The institute's unsurpassed repository of 95 million tissue samples helped researchers reconstruct the virus behind the notorious 1918-19 Spanish flu three years ago, providing clues on how to battle new pandemics such as the H1N1 virus. Earlier this month, the institute's DNA lab in Rockville identified the remains of Navy Capt. Michael Scott Speicher, ending nearly two decades of uncertainty over the fate of the pilot, shot down during the Persian Gulf War.
Despite the institute's renown, the Pentagon announced plans four years ago to shut it down as part of the closure of Walter Reed Army Medical Center in 2011 because of the federal base-closing program.
A private company revealed plans this month to fill the "critical void" left by the institute's closing. A news release Aug. 7 announced the formation of "AFIP Laboratories," made up of staff from "the soon-to-be-closed Armed Forces Institute of Pathology."

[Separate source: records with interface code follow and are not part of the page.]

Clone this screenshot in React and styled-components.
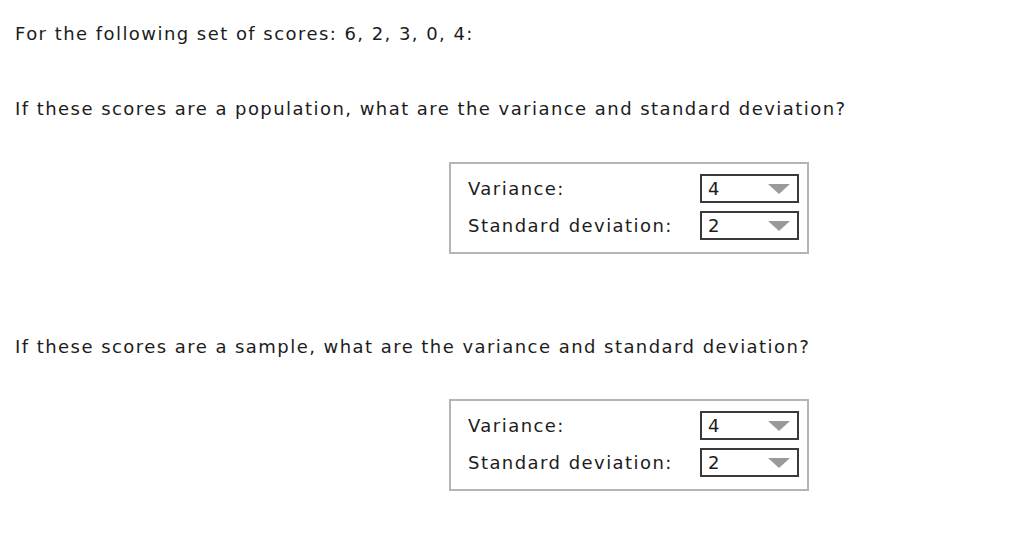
import React from "react";
import styled, { createGlobalStyle } from "styled-components";

const GlobalStyle = createGlobalStyle`
  body {
    margin: 0;
    background: #fff;
    font-family: "DejaVu Sans", Verdana, sans-serif;
    color: #1c1c1c;
  }
`;

const Page = styled.div`
  padding: 22px 15px 0 15px;
`;

const Question = styled.p`
  margin: 0 0 ${(p) => p.gap || 0}px 0;
  font-size: 18px;
  line-height: 24px;
  letter-spacing: 1.45px;
  white-space: nowrap;
`;

const AnswerBox = styled.div`
  margin: 0 0 ${(p) => p.gap || 0}px 434px;
  width: 360px;
  border: 2px solid #b4b4b4;
  box-sizing: border-box;
  padding: 10px 8px 12px 17px;
  display: grid;
  grid-template-columns: 1fr 99px;
  grid-auto-rows: 29px;
  row-gap: 8px;
  align-items: center;
`;

const Label = styled.span`
  font-size: 18px;
  letter-spacing: 1.45px;
  white-space: nowrap;
`;

const Select = styled.div`
  height: 29px;
  border: 2px solid #3a3a3a;
  box-sizing: border-box;
  display: flex;
  align-items: center;
  justify-content: space-between;
  padding: 0 7px 0 6px;
  font-size: 18px;
`;

const Arrow = () => (
  <svg width="22" height="10" viewBox="0 0 22 10">
    <polygon points="0,0 22,0 11,10" fill="#9a9a9a" />
  </svg>
);

const Answers = ({ gap }) => (
  <AnswerBox gap={gap}>
    <Label>Variance:</Label>
    <Select>
      4<Arrow />
    </Select>
    <Label>Standard deviation:</Label>
    <Select>
      2<Arrow />
    </Select>
  </AnswerBox>
);

export default function App() {
  return (
    <>
      <GlobalStyle />
      <Page>
        <Question gap={51}>For the following set of scores: 6, 2, 3, 0, 4:</Question>
        <Question gap={41}>
          If these scores are a population, what are the variance and standard deviation?
        </Question>
        <Answers gap={81} />
        <Question gap={40}>
          If these scores are a sample, what are the variance and standard deviation?
        </Question>
        <Answers />
      </Page>
    </>
  );
}
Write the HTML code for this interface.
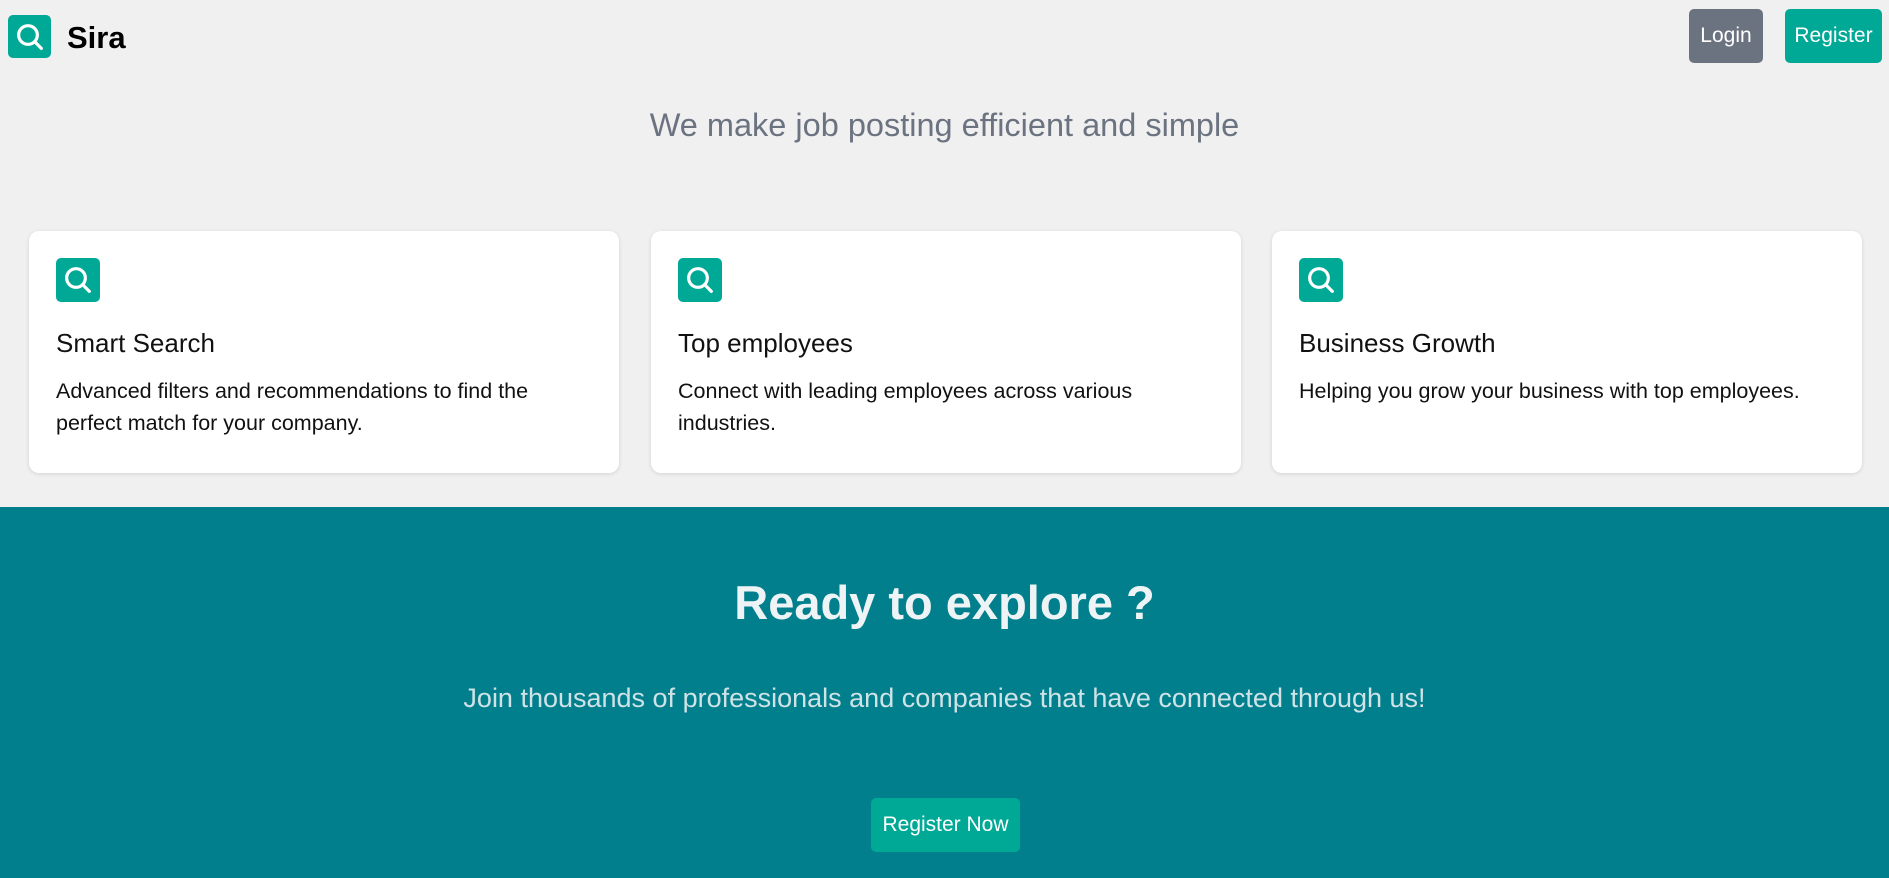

Company officials say they are hiring more than two dozen civilian pathologists from the institute. The company has leased space in Silver Spring, three miles from Walter Reed, and is set to begin operations on Sept. 8.
But the military institute insists that reports of its demise are exaggerated.
Last Monday, the private company, a division of Bostwick Laboratories, received a letter from the Defense Department requesting that it cease using the AFIP name. On Thursday, the company agreed, changing its name to "AIP Laboratories."
In addition, the military institute placed a scrolling notice on its Web site last week denying that the institute will be closing soon and will not be taking new cases.
"Unfortunately, it has come to the attention of the AFIP that some contributors are confused and under the false impression that the AFIP will no longer be accepting cases for consultation after August 2009," the announcement said. "This is not the case -- the AFIP has not closed."
"We're worried that there's been misleading information put out there," Army Col. Jo Lynne Raymond, deputy commander of the institute, said in an interview. "We want to set the record straight -- we are the AFIP."
Institute pathologists will continue to provide consultative services on behalf of the military, Veterans Affairs, other federal agencies and the civilian medical community, a number that typically reaches 50,000 cases or more a year, Raymond said.
Though it is still slated to close, the institute is hiring pathologists to replace the ones leaving for the private company, she said.